Goal: Show each line that has the string "table" in it.

Records for this exercise:
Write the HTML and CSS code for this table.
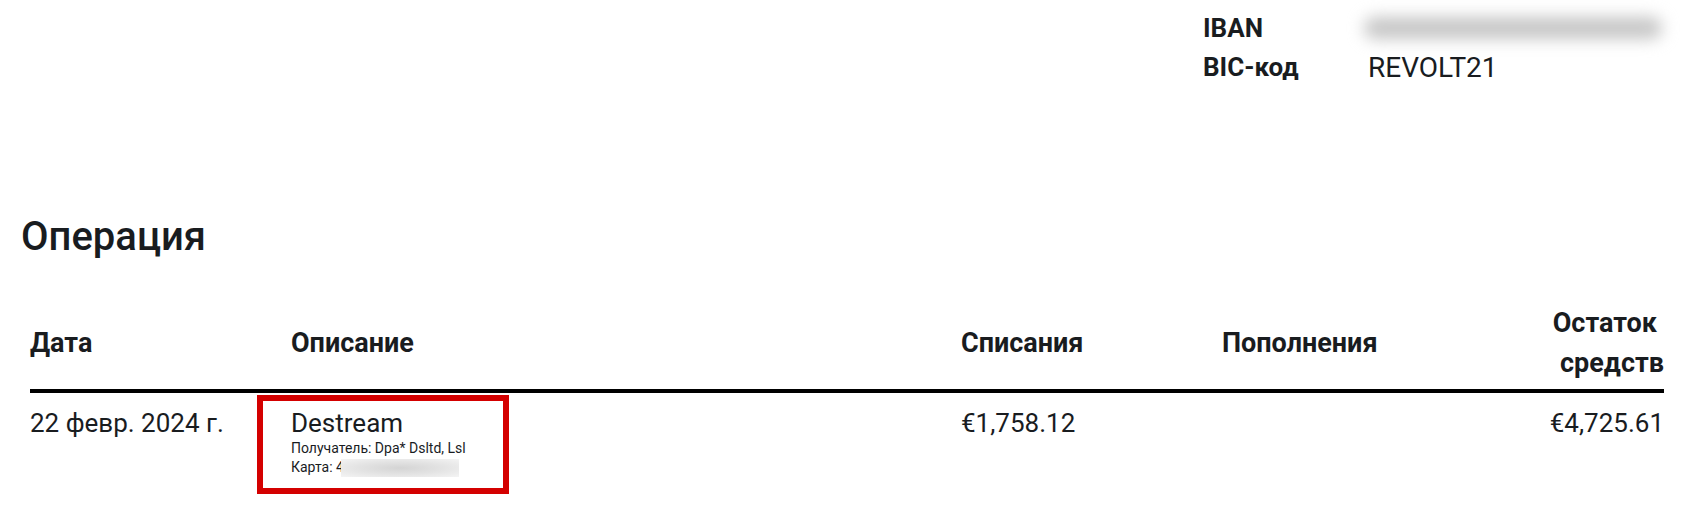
* * *
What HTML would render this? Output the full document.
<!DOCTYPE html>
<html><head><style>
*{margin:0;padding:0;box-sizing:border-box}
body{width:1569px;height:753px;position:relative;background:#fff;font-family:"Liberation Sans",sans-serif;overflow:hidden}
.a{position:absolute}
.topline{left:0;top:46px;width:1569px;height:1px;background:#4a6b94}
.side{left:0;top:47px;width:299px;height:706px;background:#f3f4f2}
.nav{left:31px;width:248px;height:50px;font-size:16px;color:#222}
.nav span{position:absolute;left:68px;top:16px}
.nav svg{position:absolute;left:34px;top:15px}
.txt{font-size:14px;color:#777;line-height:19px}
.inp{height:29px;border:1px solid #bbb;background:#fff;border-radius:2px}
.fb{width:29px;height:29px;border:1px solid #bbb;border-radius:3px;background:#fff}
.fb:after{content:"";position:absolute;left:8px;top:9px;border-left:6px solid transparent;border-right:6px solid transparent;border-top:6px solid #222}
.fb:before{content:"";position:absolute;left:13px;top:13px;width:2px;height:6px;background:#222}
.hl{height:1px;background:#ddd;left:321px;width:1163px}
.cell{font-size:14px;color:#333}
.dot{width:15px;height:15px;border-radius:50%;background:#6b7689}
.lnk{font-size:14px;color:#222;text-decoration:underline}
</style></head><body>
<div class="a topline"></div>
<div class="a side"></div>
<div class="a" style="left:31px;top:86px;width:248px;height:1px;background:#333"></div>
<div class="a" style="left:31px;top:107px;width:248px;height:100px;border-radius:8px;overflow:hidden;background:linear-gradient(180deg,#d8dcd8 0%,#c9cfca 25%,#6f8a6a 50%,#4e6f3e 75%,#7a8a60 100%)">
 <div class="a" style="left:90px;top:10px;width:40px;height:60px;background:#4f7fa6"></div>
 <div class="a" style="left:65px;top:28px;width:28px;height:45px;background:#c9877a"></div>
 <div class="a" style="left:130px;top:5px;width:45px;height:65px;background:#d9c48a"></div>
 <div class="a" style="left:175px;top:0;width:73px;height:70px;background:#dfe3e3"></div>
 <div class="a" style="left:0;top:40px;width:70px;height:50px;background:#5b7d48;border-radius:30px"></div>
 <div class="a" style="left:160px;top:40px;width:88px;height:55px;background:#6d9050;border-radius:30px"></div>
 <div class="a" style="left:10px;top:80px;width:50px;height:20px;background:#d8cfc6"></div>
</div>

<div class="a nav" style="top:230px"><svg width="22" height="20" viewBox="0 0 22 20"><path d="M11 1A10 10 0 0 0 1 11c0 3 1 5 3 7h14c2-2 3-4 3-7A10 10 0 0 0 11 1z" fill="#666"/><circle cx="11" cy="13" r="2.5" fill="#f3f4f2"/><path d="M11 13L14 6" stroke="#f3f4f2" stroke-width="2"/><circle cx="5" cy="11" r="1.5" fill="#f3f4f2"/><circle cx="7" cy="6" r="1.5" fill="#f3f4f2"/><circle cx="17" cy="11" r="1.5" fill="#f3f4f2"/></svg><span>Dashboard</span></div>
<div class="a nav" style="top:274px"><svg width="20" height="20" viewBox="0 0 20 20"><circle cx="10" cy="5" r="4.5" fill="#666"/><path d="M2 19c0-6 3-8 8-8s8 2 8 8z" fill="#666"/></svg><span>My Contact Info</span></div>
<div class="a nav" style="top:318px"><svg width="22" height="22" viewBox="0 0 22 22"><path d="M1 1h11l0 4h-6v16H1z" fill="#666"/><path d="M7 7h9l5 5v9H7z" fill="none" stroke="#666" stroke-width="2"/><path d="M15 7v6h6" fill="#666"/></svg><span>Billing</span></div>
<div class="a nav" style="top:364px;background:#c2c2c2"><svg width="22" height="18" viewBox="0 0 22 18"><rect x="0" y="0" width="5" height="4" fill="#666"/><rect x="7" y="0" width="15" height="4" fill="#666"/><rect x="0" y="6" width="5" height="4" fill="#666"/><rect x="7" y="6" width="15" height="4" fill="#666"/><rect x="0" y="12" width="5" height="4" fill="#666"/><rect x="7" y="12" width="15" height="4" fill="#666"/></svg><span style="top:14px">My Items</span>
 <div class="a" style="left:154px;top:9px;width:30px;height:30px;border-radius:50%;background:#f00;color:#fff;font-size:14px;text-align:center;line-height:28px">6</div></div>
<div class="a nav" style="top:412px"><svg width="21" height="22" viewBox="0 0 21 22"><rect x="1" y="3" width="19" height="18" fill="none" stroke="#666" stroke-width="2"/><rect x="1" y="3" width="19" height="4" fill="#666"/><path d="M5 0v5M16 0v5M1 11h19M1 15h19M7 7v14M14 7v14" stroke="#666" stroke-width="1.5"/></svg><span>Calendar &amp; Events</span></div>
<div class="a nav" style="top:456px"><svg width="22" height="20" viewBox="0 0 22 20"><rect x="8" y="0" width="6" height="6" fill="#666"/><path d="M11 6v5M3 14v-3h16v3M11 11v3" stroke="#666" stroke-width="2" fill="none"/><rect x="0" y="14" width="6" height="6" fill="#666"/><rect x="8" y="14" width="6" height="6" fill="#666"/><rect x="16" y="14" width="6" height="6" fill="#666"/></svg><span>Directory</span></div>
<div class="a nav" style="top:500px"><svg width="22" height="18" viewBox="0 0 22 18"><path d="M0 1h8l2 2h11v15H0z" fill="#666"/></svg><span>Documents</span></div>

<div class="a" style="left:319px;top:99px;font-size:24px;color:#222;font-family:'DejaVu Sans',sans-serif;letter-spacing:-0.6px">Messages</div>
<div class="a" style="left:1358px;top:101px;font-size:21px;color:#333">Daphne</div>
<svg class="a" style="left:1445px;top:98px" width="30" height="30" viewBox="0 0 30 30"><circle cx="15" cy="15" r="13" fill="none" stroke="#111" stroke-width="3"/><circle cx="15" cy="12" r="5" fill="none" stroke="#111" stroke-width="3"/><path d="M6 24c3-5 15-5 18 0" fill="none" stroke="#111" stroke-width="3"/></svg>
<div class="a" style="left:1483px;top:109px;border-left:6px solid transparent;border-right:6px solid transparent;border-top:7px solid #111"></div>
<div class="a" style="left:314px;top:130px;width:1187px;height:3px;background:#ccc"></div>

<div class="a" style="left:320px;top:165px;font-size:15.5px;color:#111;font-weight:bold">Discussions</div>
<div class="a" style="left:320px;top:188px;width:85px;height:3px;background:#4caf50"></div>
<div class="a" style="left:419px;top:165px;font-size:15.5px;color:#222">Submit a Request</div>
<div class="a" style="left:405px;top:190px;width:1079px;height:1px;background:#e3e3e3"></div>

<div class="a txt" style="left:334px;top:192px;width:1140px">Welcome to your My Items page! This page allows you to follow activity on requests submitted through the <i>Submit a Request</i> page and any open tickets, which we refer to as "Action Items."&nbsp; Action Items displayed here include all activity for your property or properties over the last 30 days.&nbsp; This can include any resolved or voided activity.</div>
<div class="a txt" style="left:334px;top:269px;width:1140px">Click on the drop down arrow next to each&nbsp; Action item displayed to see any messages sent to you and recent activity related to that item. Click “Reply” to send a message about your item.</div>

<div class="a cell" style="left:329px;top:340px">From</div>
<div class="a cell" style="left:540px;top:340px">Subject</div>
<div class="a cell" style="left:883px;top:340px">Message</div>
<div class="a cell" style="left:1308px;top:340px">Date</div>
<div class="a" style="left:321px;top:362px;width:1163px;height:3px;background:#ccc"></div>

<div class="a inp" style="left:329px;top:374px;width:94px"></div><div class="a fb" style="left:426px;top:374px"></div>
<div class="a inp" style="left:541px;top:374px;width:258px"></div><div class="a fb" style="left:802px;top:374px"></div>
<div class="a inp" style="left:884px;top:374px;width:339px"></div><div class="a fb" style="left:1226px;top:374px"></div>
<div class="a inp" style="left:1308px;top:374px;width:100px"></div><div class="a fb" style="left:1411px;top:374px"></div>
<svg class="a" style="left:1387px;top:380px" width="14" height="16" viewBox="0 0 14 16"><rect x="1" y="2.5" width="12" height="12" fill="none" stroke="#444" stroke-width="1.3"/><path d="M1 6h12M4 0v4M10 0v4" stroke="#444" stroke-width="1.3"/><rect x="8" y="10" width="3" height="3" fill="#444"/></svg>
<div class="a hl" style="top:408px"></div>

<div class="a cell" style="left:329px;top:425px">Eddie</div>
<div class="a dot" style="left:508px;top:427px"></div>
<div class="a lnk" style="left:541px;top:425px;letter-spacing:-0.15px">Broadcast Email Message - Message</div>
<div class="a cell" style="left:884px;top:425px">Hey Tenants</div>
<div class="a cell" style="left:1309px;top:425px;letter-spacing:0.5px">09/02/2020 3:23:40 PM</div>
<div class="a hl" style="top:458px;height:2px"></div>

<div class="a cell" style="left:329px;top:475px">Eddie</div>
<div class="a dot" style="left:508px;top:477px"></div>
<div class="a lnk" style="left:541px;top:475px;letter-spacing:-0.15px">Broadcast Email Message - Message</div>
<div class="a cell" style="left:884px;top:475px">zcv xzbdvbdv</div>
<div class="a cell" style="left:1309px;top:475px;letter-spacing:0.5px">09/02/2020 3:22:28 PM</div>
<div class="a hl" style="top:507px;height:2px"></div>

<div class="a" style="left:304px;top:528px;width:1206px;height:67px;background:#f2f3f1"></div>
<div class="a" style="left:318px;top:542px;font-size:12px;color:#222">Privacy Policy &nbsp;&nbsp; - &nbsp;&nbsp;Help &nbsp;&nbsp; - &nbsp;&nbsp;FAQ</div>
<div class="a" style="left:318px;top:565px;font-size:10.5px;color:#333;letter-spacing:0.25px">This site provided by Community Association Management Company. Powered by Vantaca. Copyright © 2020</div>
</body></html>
...
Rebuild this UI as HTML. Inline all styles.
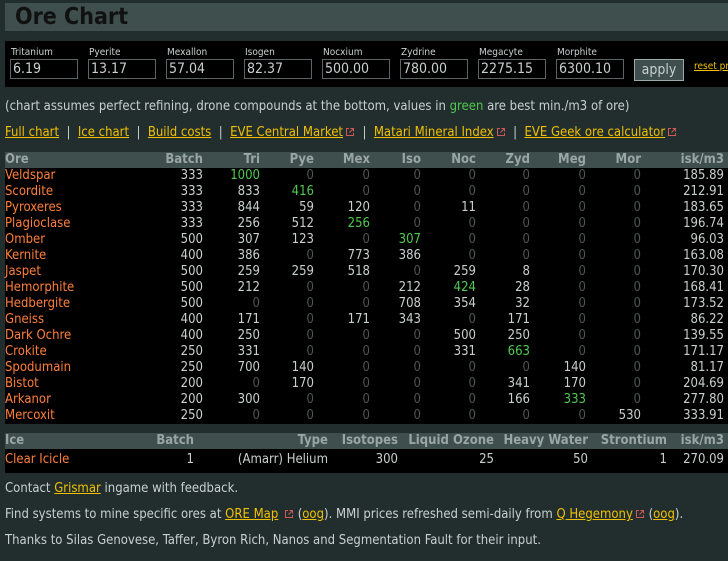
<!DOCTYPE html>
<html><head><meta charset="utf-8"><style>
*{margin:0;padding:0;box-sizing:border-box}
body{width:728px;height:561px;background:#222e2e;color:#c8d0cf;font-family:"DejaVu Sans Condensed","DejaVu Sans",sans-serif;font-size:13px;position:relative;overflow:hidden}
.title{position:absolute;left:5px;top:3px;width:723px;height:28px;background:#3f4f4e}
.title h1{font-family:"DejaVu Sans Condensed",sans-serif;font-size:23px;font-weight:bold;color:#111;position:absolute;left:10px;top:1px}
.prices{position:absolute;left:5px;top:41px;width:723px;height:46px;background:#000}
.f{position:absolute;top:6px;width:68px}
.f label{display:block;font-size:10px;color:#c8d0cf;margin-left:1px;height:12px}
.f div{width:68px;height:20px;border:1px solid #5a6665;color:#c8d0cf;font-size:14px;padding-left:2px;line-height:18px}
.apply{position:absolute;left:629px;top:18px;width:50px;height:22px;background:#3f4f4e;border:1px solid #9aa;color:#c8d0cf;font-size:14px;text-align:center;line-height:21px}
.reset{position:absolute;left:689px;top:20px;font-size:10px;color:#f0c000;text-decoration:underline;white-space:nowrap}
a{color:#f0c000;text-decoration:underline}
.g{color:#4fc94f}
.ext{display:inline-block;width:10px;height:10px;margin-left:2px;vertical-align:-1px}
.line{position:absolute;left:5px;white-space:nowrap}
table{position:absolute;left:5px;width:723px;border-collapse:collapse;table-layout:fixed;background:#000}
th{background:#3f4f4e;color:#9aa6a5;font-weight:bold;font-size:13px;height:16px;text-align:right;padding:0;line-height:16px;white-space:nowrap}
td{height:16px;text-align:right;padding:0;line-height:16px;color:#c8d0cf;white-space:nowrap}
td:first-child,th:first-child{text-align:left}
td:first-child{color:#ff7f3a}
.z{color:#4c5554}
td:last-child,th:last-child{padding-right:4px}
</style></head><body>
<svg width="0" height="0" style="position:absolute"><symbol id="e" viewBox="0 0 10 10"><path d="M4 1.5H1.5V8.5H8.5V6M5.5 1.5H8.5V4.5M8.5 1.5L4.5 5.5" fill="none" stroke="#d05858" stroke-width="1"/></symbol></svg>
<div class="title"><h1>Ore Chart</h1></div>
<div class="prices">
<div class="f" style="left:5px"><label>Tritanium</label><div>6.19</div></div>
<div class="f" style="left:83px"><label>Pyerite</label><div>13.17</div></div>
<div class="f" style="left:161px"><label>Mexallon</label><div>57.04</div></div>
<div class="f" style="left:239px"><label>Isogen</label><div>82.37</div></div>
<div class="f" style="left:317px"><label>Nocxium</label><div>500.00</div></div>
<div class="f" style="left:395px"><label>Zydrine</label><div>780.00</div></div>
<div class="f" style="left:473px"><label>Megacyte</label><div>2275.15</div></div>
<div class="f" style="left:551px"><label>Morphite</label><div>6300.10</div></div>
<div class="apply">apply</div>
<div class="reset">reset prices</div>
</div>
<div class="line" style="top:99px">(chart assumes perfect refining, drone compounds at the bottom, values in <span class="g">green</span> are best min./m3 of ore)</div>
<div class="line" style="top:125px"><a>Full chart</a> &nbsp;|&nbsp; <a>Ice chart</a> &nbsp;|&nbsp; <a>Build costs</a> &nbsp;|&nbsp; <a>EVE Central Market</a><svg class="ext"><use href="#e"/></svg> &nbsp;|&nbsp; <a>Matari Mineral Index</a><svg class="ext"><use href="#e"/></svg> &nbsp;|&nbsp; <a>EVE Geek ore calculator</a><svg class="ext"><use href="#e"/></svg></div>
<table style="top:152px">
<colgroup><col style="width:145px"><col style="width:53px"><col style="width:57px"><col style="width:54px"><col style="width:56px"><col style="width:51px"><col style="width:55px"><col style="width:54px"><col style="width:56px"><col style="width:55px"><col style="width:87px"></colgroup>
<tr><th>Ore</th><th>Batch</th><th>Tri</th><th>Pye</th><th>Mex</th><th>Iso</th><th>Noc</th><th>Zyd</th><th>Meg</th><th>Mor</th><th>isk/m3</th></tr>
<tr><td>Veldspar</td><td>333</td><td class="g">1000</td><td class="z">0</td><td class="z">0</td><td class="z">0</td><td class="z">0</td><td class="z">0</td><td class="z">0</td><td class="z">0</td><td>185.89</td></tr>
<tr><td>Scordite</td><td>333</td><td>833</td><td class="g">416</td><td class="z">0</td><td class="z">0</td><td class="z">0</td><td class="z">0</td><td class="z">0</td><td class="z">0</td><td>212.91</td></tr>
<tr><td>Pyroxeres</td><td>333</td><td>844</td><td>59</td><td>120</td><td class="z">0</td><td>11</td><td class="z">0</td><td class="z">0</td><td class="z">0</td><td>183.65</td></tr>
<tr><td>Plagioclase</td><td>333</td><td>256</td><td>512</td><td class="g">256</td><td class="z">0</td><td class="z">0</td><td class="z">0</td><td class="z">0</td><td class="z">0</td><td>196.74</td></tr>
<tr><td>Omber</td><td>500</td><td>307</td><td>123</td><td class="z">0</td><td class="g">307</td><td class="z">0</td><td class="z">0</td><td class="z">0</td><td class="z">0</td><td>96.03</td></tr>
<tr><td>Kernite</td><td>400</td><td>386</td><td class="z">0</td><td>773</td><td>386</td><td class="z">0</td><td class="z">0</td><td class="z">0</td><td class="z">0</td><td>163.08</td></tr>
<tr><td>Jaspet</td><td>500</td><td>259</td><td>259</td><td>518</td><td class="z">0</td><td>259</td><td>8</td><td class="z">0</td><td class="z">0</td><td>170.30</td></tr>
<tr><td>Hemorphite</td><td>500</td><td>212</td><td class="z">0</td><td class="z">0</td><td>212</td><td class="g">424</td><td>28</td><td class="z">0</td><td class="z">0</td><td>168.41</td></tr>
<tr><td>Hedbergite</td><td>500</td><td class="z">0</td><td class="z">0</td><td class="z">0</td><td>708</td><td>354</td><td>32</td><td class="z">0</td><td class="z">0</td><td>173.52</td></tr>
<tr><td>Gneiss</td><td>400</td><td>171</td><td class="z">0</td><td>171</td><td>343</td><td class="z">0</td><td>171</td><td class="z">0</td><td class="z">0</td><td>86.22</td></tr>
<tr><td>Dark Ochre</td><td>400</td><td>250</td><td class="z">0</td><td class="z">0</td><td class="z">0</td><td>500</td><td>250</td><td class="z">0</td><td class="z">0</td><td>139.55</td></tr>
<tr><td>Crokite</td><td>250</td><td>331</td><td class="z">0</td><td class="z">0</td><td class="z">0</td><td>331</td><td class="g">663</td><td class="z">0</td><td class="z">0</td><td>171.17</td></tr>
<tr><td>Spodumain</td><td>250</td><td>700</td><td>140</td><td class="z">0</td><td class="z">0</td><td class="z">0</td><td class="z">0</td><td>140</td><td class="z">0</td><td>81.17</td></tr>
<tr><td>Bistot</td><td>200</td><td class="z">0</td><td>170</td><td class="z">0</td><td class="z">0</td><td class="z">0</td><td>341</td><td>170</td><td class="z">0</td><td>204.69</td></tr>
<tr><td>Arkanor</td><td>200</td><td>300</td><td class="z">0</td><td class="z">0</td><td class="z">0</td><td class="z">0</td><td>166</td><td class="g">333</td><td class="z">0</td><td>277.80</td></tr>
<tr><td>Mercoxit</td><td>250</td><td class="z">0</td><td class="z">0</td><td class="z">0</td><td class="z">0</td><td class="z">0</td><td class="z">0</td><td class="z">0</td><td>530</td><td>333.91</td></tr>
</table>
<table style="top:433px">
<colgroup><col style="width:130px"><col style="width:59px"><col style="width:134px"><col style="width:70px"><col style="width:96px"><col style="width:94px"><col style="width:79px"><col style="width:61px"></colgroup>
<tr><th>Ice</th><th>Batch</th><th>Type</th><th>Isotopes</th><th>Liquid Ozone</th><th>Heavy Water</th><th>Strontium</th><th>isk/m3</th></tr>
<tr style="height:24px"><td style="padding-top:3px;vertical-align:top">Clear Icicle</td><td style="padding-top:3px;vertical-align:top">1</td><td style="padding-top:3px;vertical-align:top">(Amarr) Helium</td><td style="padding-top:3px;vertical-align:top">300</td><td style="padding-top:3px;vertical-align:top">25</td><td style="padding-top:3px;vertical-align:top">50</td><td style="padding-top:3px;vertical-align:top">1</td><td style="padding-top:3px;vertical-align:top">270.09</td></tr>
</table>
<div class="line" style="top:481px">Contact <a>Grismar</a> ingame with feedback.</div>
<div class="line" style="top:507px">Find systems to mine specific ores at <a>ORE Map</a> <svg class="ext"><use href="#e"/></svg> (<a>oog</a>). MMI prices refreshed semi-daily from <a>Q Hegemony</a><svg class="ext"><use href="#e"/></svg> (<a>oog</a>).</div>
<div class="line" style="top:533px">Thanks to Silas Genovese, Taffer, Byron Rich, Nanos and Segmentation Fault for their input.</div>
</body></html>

Worked answer:
Write the HTML and CSS code for this table.
table{position:absolute;left:5px;width:723px;border-collapse:collapse;table-layout:fixed;background:#000}
<table style="top:152px">
</table>
<table style="top:433px">
</table>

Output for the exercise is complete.